The threshold NS ratios
have thus been plotted for vertical motion, but not for horizontal motion. This
is because, for vertical motion, a method to calculate the applicability limit
of the CCA method has been derived theoretically (Reference
[3]) whereas, for horizontal motion, the applicability limits of
relevant analysis methods have unfortunately not been elucidated.
7) Pressing the return key
next time plots the H/V spectrum again. This time, the frequency axis is scaled
logarithmically and is shown up to the maximum frequency. The maximum frequency
refers to the smaller one between the value set by the parameter freqmax_ave in
\script/\setpar.sh (the purpose of this parameter is to reduce the
computation time by letting the averages calculated only up to the set
frequency value. 50 Hz by default, but modifiable
on your own) and the Nyquist frequency. If you do not prefer
logarithmic scaling, comment out the line containing the parameter
autologscale_x in \script\setpar.sh by appending # to the head of the line.
8) Pressing the return key
once again plots the power-spectral densities of all records. Please note that
the frequency axis is again scaled logarithmically and is shown up to the maximum
frequency. The letters u, n and e in parentheses ([ ]) on the right-hand side
of the headline above the figure represents the up-down, north-south and
east-west components, respectively. The numbers in parentheses to the right of
the letters indicating the mean and standard deviation in the legends refer to
the data described in seism.d and are numbered No. 1, 2, and so forth from top
to bottom. To make this point sure, these numbers are followed by data file
names like S01.d.
This completes the
plotting of the analysis results. When you press the return key, the plot
screen disappears, and on the terminal you see:
This shows that the
temporary files used in the analysis have been deleted and that the whole
procedure has ended.

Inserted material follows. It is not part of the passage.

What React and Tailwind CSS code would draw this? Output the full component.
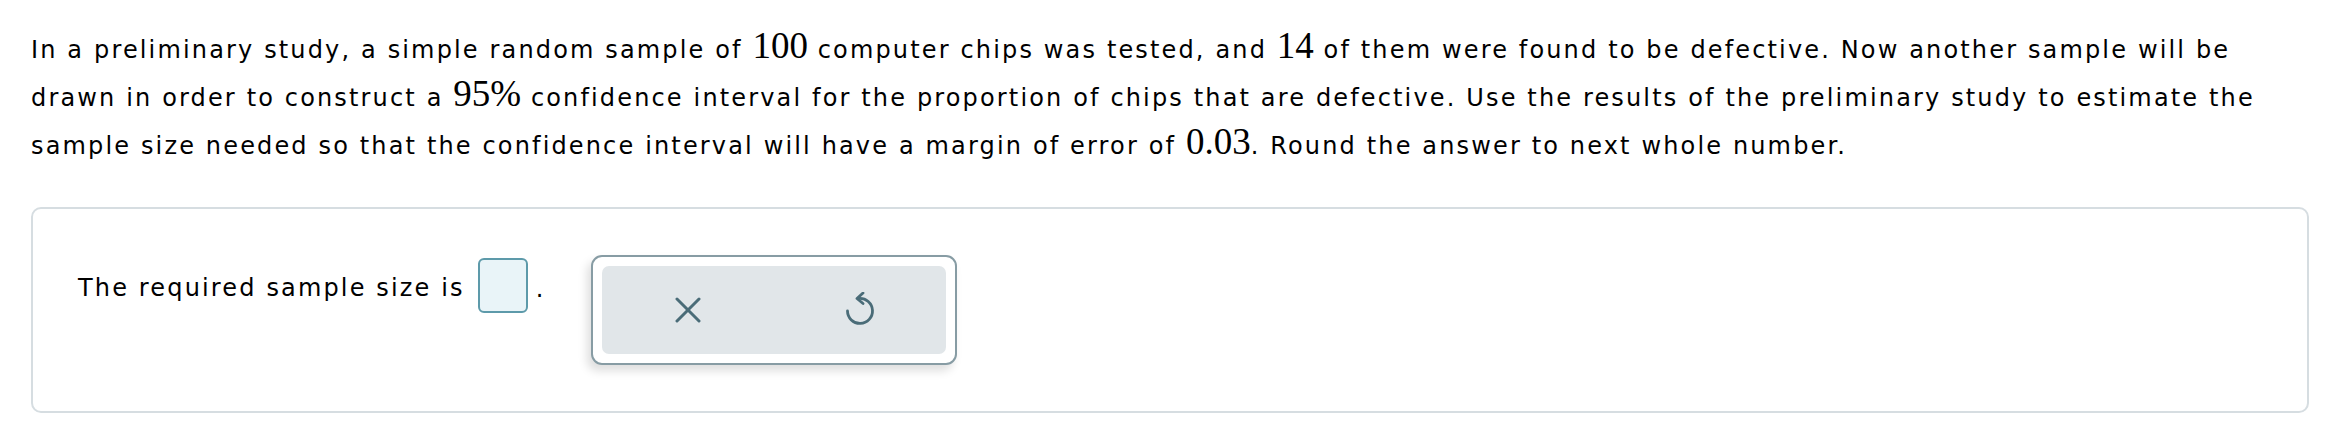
function Num({ children }) {
  return (
    <span className="font-['Liberation_Serif',serif] text-[37px] leading-none tracking-normal">{children}</span>
  )
}

function UndoIcon() {
  return (
    <svg width="34" height="36" viewBox="-17 -19 34 36" fill="none" stroke="#4a6c78" strokeWidth="2.8" strokeLinecap="round" strokeLinejoin="round">
      <path d="M-1 -12.5 A12.5 12.5 0 1 1 -12.5 0" />
      <path d="M3 -18 L-3 -12.5 L3 -7.5" />
    </svg>
  )
}

function XIcon() {
  return (
    <svg width="26" height="26" viewBox="0 0 26 26" fill="none" stroke="#4a6c78" strokeWidth="3" strokeLinecap="round">
      <path d="M2 2 L24 24" />
      <path d="M24 2 L2 24" />
    </svg>
  )
}

export default function App() {
  return (
    <div className="min-h-screen bg-white text-black font-['DejaVu_Sans',Verdana,sans-serif] pt-[26px] px-[31px]">
      <p className="text-[24px] leading-[48px] tracking-[2.15px] w-[2250px]">
        In a preliminary study, a simple random sample of <Num>100</Num> computer chips was tested, and <Num>14</Num> of them
        were found to be defective. Now another sample will be drawn in order to construct a <Num>95%</Num> confidence
        interval for the proportion of chips that are defective. Use the results of the preliminary study to estimate
        the sample size needed so that the confidence interval will have a margin of error of <Num>0.03</Num>. Round the
        answer to next whole number.
      </p>

      <div className="mt-[37px] w-[2278px] h-[206px] border-2 border-[#d6dde1] rounded-[10px] pt-[46px] pl-[45px] flex items-start">
        <div className="flex items-center mt-[3px] h-[55px]">
          <span className="text-[24px] leading-none tracking-[2.15px] mt-[5px]">The required sample size is</span>
          <div className="ml-[13px] w-[50px] h-[55px] border-2 border-[#5d9aaa] bg-[#e9f4f8] rounded-[6px]" />
          <span className="ml-[8px] text-[24px] leading-none mt-[6px]">.</span>
        </div>

        <div className="ml-[48px] w-[366px] h-[110px] border-2 border-[#879ca4] rounded-[11px] bg-white p-[9px] shadow-[-4px_6px_10px_rgba(0,0,0,0.13)]">
          <div className="w-full h-full bg-[#e1e6e9] rounded-[7px] flex">
            <button className="flex-1 flex items-center justify-center">
              <XIcon />
            </button>
            <button className="flex-1 flex items-center justify-center">
              <UndoIcon />
            </button>
          </div>
        </div>
      </div>
    </div>
  )
}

The figures following the letters real, user and sys in
the last lines indicate the time it took to do the calculations (in this case,
it took 17 minutes in real time after you started the calculations and until
you arrived at this screen). Typing "exit" at the command prompt or
pressing C-Z (simultaneously pressing the control key and the z key) finishes
the terminal screen.
The entire analysis is
over now. All analysis results are stored in a folder, named RESULT, which has
been created beneath the data folder. The following is a look into RESULT
(click here for descriptions of the
individual files):
All data files used in the
above plots are stored in the folder named ave (short for average). The
following is a look into ave (click here
for descriptions of the individual files):
All files in the ave folder
are statistical processings of individual analysis results that are stored in
folders with numerical names like 1, 2 and so forth. The numerically named
folders contain not just the analysis results intended for statistical
processing and storage in ave, but also a variety of analysis results (such as
temporary work files and spectral densities) that are normally not used unless
you want to do in-depth analysis. For example, the folder named 1 contains the
following analysis results (click here
for descriptions of the individual files).
Coming back to the top
data folder, you will find that an execution log, named run.log, and a
parameter file, named param.sh, have been generated alongside the RESULT folder
for the analysis results. The parameter file (param.sh) can be conveniently
used as an argument for run.sh when you rerun the analysis with slightly
modified parameters, like in the following panel:
You may be concerned about
having to type a long path name or mistyping it. Please take it easy, because
there is a typing-aid feature called auto-complete. Auto-complete allows
you to type alphabetic keys only halfway down a word and press the TAB key so
that the rest of the spelling turns up automatically. For example, if you press
run.sh d [TAB]
it automatically turns
into
run.sh demo/
Auto-complete is valid for
the rest of the text. So, if you execute run.sh with a parameter file as the
argument, the dialogue appearing at the start of the program asks you, by
default, about the parameters of the last execution (when the parameters are
not given explicitly like this, default_param.sh beneath the script folder is
automatically read). Note that, when you rerun the analysis, any folders
with numerical names such as 1, 2, and so forth and the ave folder beneath
RESULT are automatically deleted. If you do not wish these folders to be
deleted, you have to move them somewhere else or rename them before rerun.
Finally, in the present
example we have obtained analysis results for the
- Phase velocities of Love
waves,
- Phase velocities of
Rayleigh waves,
- R/V spectrum of Rayleigh
waves,
- Comparison of the R/V
spectrum of Rayleigh waves and the H/V spectrum,
- Shares of Rayleigh waves
in the total power of horizontal motion,
- NS ratios (inverse of
the SN ratios)
- H/V spectrum, and
- Power-spectral
densities,
because we used three-component
array data with a central station. In general, however, the analysis output
(and graphic output) depend on the array geometry (the number of stations
around the circle and whether there is a station at the center) and the number
of components in the data waveforms (vertical motion alone, horizontal motion
alone or all three components). Take a try by editing the seism.d file to set
#COMP at 1, 2 and 3 and by commenting out the line concerning the central
station (in seism.d, appending # at the head of a line comments that line out,
except in the lines for #DT and #COMP). As described in a correspondence table
(here), the analysis output differs according
to the array geometry and the record components. The analysis output is,
however, selected automatically by the program, so the user can rely on an
identical procedure to carry out the analysis. By way of a sample, I have
bundled a few different patterns of seismfile (including seism.d.1.station) in
the folder \demo\synth_SN100_18mGamR0.8RV0.1N6. Please rename each one of them
to seism.d and try rerun of the analysis.